YOUR TASK:
Locate the lines where "screenshot" occurs and copy them as they stand.
***
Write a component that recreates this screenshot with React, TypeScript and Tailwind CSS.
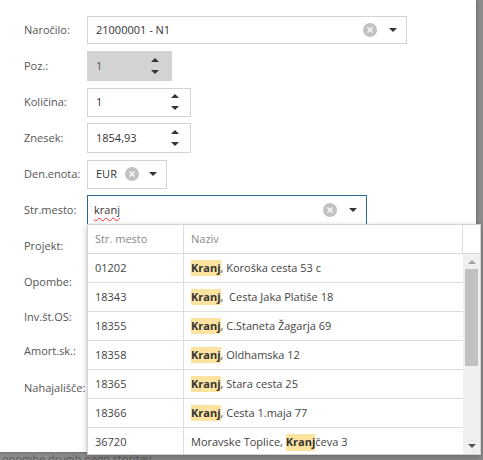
import type { ReactNode } from 'react';

const font = { fontFamily: '"Open Sans", "Noto Sans", sans-serif' };

function Caret() {
  return (
    <svg width="8" height="4" viewBox="0 0 8 4" className="shrink-0">
      <path d="M0 0h8L4 4z" fill="#333" />
    </svg>
  );
}

function ClearIcon() {
  return (
    <span className="flex h-[14px] w-[14px] shrink-0 items-center justify-center rounded-full bg-[#c2c2c2]">
      <svg width="6" height="6" viewBox="0 0 6 6">
        <path d="M0.5 0.5l5 5M5.5 0.5l-5 5" stroke="#fff" strokeWidth="1.4" />
      </svg>
    </span>
  );
}

function Spinner() {
  return (
    <div className="flex flex-col items-center gap-[8px]">
      <svg width="8" height="4" viewBox="0 0 8 4">
        <path d="M0 4h8L4 0z" fill="#333" />
      </svg>
      <svg width="8" height="4" viewBox="0 0 8 4">
        <path d="M0 0h8L4 4z" fill="#333" />
      </svg>
    </div>
  );
}

function Row({ label, children, h = 'h-9' }: { label: string; children?: ReactNode; h?: string }) {
  return (
    <div className={`flex items-center ${h}`}>
      <span className="w-[63px] text-[11px] text-[#555]">{label}</span>
      {children}
    </div>
  );
}

const rows = [
  ['01202', ', Koroška cesta 53 c'],
  ['18343', ',  Cesta Jaka Platiše 18'],
  ['18355', ', C.Staneta Žagarja 69'],
  ['18358', ', Oldhamska 12'],
  ['18365', ', Stara cesta 25'],
  ['18366', ', Cesta 1.maja 77'],
];

function Hl({ children }: { children: ReactNode }) {
  return <span className="bg-[#fde3a0] font-bold text-[#333]">{children}</span>;
}

function Dropdown() {
  return (
    <div className="absolute left-[87px] top-[224px] flex h-[231px] w-[394px] flex-col border border-[#d3d3d3] bg-white text-[11px] shadow-[0_2px_6px_rgba(0,0,0,0.25)]">
      <div className="flex h-[29px] shrink-0 border-b border-[#d9d9d9] text-[#8a8a8a]">
        <div className="flex w-[96px] items-center border-r border-[#dedede] pl-[7px]">Str. mesto</div>
        <div className="flex flex-1 items-center border-r border-[#dedede] pl-[7px]">Naziv</div>
        <div className="w-[17px]" />
      </div>
      <div className="flex min-h-0 flex-1">
        <div className="flex-1 overflow-hidden text-[#444]">
          {rows.map(([code, rest]) => (
            <div key={code} className="flex h-[29px] border-b border-[#dedede]">
              <div className="flex w-[96px] items-center border-r border-[#dedede] pl-[7px]">{code}</div>
              <div className="flex flex-1 items-center whitespace-pre pl-[7px]">
                <Hl>Kranj</Hl>
                {rest}
              </div>
            </div>
          ))}
          <div className="flex h-[29px]">
            <div className="flex w-[96px] items-center border-r border-[#dedede] pl-[7px]">36720</div>
            <div className="flex flex-1 items-center pl-[7px]">
              Moravske Toplice,&nbsp;<Hl>Kranj</Hl>čeva 3
            </div>
          </div>
        </div>
        <div className="flex w-[17px] flex-col items-center bg-[#f0f0f0] py-[6px]">
          <svg width="8" height="4" viewBox="0 0 8 4">
            <path d="M0 4h8L4 0z" fill="#a0a0a0" />
          </svg>
          <div className="mt-[5px] h-[97px] w-[13px] bg-[#c1c1c1]" />
          <div className="flex-1" />
          <svg width="8" height="4" viewBox="0 0 8 4">
            <path d="M0 0h8L4 4z" fill="#555" />
          </svg>
        </div>
      </div>
    </div>
  );
}

export default function App() {
  return (
    <div className="relative h-[460px] w-[483px] overflow-hidden bg-[#8c8c8c]" style={font}>
      <div className="flex h-[452px] w-[476px] flex-col bg-white pl-[24px] pt-[12px] shadow-[0_0_4px_rgba(0,0,0,0.35)]">
        <Row label="Naročilo:">
          <div className="flex h-[28px] w-[320px] items-center border border-[#d3d3d3] pl-[8px] pr-[9px] text-[11px] text-[#333]">
            <span className="flex-1">21000001 - N1</span>
            <ClearIcon />
            <span className="ml-[12px]"><Caret /></span>
          </div>
        </Row>
        <Row label="Poz.:">
          <div className="flex h-[30px] w-[85px] items-center bg-[#d3d3d3] pl-[9px] pr-[13px] text-[11px] text-[#555]">
            <span className="flex-1">1</span>
            <Spinner />
          </div>
        </Row>
        <Row label="Količina:">
          <div className="flex h-[29px] w-[104px] items-center border border-[#d3d3d3] pl-[8px] pr-[11px] text-[11px] text-[#333]">
            <span className="flex-1">1</span>
            <Spinner />
          </div>
        </Row>
        <Row label="Znesek:">
          <div className="flex h-[30px] w-[104px] items-center border border-[#d3d3d3] pl-[8px] pr-[11px] text-[11px] text-[#333]">
            <span className="flex-1">1854,93</span>
            <Spinner />
          </div>
        </Row>
        <Row label="Den.enota:">
          <div className="flex h-[29px] w-[80px] items-center border border-[#d3d3d3] pl-[8px] pr-[9px] text-[11px] text-[#333]">
            <span className="flex-1">EUR</span>
            <ClearIcon />
            <span className="ml-[10px]"><Caret /></span>
          </div>
        </Row>
        <Row label="Str.mesto:">
          <div className="flex h-[31px] w-[280px] items-center border border-[#2a6a9c] pl-[6px] pr-[9px] text-[11px] text-[#333]">
            <span className="flex-1">
              <span className="underline decoration-red-500 decoration-wavy decoration-[1px] underline-offset-[3px]">kranj</span>
            </span>
            <ClearIcon />
            <span className="ml-[12px]"><Caret /></span>
          </div>
        </Row>
        <Row label="Projekt:" />
        <Row label="Opombe:" />
        <Row label="Inv.št.OS:" h="h-[34px]" />
        <Row label="Amort.sk.:" h="h-[34px]" />
        <Row label="Nahajališče:" h="h-[40px]" />
      </div>
      <div className="whitespace-nowrap pl-[2px] pt-[1px] text-[11px] leading-[11px] text-[#5a5a5a]">opombe drugih nego storitev</div>
      <Dropdown />
    </div>
  );
}
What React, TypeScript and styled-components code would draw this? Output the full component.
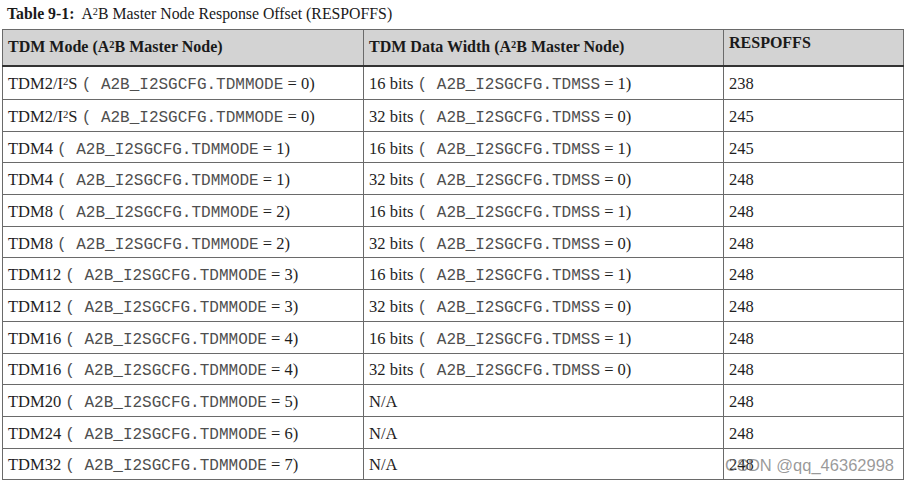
import React from "react";
import styled, { createGlobalStyle } from "styled-components";

const Global = createGlobalStyle`
  html, body { margin: 0; padding: 0; background: #ffffff; }
  body { font-family: "Liberation Serif", "Times New Roman", serif; color: #1e1e1e; }
`;

const Page = styled.div`
  position: relative;
  width: 908px;
  height: 485px;
  padding: 4px 0 0 2px;
  box-sizing: border-box;
  overflow: hidden;
`;

const Caption = styled.div`
  font-size: 15.8px;
  line-height: 20px;
  padding-left: 5px;
  height: 25px;
  color: #1a1a1a;
`;

const CaptionLabel = styled.b`
  font-weight: bold;
  margin-right: 7px;
`;

const Table = styled.table`
  border-collapse: collapse;
  width: 901px;
  table-layout: fixed;
  border: 1.5px solid #5a5a5a;
`;

const HeadCell = styled.th<{ $w: number; $raise?: boolean }>`
  width: ${(p) => p.$w}px;
  height: 36px;
  background: #d3d3d3;
  border: 1.5px solid #6a6a6a;
  border-bottom: 2px solid #333;
  text-align: left;
  vertical-align: top;
  padding: ${(p) => (p.$raise ? "4px" : "8px")} 0 0 5px;
  font-size: 16px;
  font-weight: bold;
  color: #1a1a1a;
  box-sizing: border-box;
`;

const BodyRow = styled.tr<{ $h: number }>`
  height: ${(p) => p.$h}px;
`;

const Cell = styled.td`
  border: 1.5px solid #6a6a6a;
  padding: 3px 0 0 5px;
  font-size: 16.5px;
  color: #1e1e1e;
  vertical-align: middle;
  white-space: nowrap;
  box-sizing: border-box;
`;

const Mono = styled.span`
  font-family: "Liberation Mono", "Courier New", monospace;
  font-size: 16px;
  color: #4f4f4f;
`;

const Sup = styled.sup`
  font-size: 0.65em;
  vertical-align: 0.4em;
  line-height: 0;
`;

const Watermark = styled.div`
  position: absolute;
  left: 725px;
  top: 456px;
  font-family: "Liberation Sans", Arial, sans-serif;
  font-size: 16.5px;
  color: rgba(120, 120, 120, 0.75);
  pointer-events: none;
`;

type Row = { mode: React.ReactNode; n: number; width: React.ReactNode; off: string };

const TDM2 = (
  <>
    TDM2/I<Sup>2</Sup>S
  </>
);

const bits = (b: number, ss: number) => (
  <>
    {b} bits <Mono>( A2B_I2SGCFG.TDMSS</Mono> = {ss})
  </>
);

const rows: Row[] = [
  { mode: TDM2, n: 0, width: bits(16, 1), off: "238" },
  { mode: TDM2, n: 0, width: bits(32, 0), off: "245" },
  { mode: "TDM4", n: 1, width: bits(16, 1), off: "245" },
  { mode: "TDM4", n: 1, width: bits(32, 0), off: "248" },
  { mode: "TDM8", n: 2, width: bits(16, 1), off: "248" },
  { mode: "TDM8", n: 2, width: bits(32, 0), off: "248" },
  { mode: "TDM12", n: 3, width: bits(16, 1), off: "248" },
  { mode: "TDM12", n: 3, width: bits(32, 0), off: "248" },
  { mode: "TDM16", n: 4, width: bits(16, 1), off: "248" },
  { mode: "TDM16", n: 4, width: bits(32, 0), off: "248" },
  { mode: "TDM20", n: 5, width: "N/A", off: "248" },
  { mode: "TDM24", n: 6, width: "N/A", off: "248" },
  { mode: "TDM32", n: 7, width: "N/A", off: "248" },
];

export default function App() {
  return (
    <>
      <Global />
      <Page>
        <Caption>
          <CaptionLabel>Table 9-1:</CaptionLabel>A<Sup>2</Sup>B Master Node Response Offset (RESPOFFS)
        </Caption>
        <Table>
          <thead>
            <tr>
              <HeadCell $w={361}>
                TDM Mode (A<Sup>2</Sup>B Master Node)
              </HeadCell>
              <HeadCell $w={360}>
                TDM Data Width (A<Sup>2</Sup>B Master Node)
              </HeadCell>
              <HeadCell $w={180} $raise>
                RESPOFFS
              </HeadCell>
            </tr>
          </thead>
          <tbody>
            {rows.map((r, i) => (
              <BodyRow key={i} $h={i === 0 ? 34 : 31.7}>
                <Cell>
                  {r.mode} <Mono>( A2B_I2SGCFG.TDMMODE</Mono> = {r.n})
                </Cell>
                <Cell>{r.width}</Cell>
                <Cell>{r.off}</Cell>
              </BodyRow>
            ))}
          </tbody>
        </Table>
        <Watermark>CSDN @qq_46362998</Watermark>
      </Page>
    </>
  );
}
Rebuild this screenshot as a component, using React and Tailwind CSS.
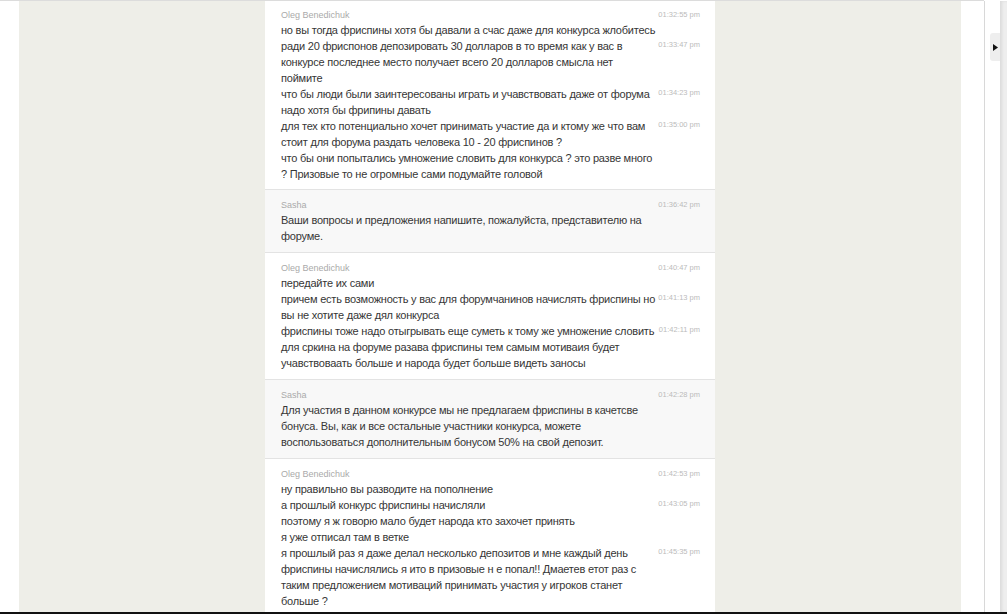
***
FINAL RESULT:
Write a component that recreates this screenshot with React, TypeScript and Tailwind CSS.
Rebuild this screenshot as a component, using React and Tailwind CSS.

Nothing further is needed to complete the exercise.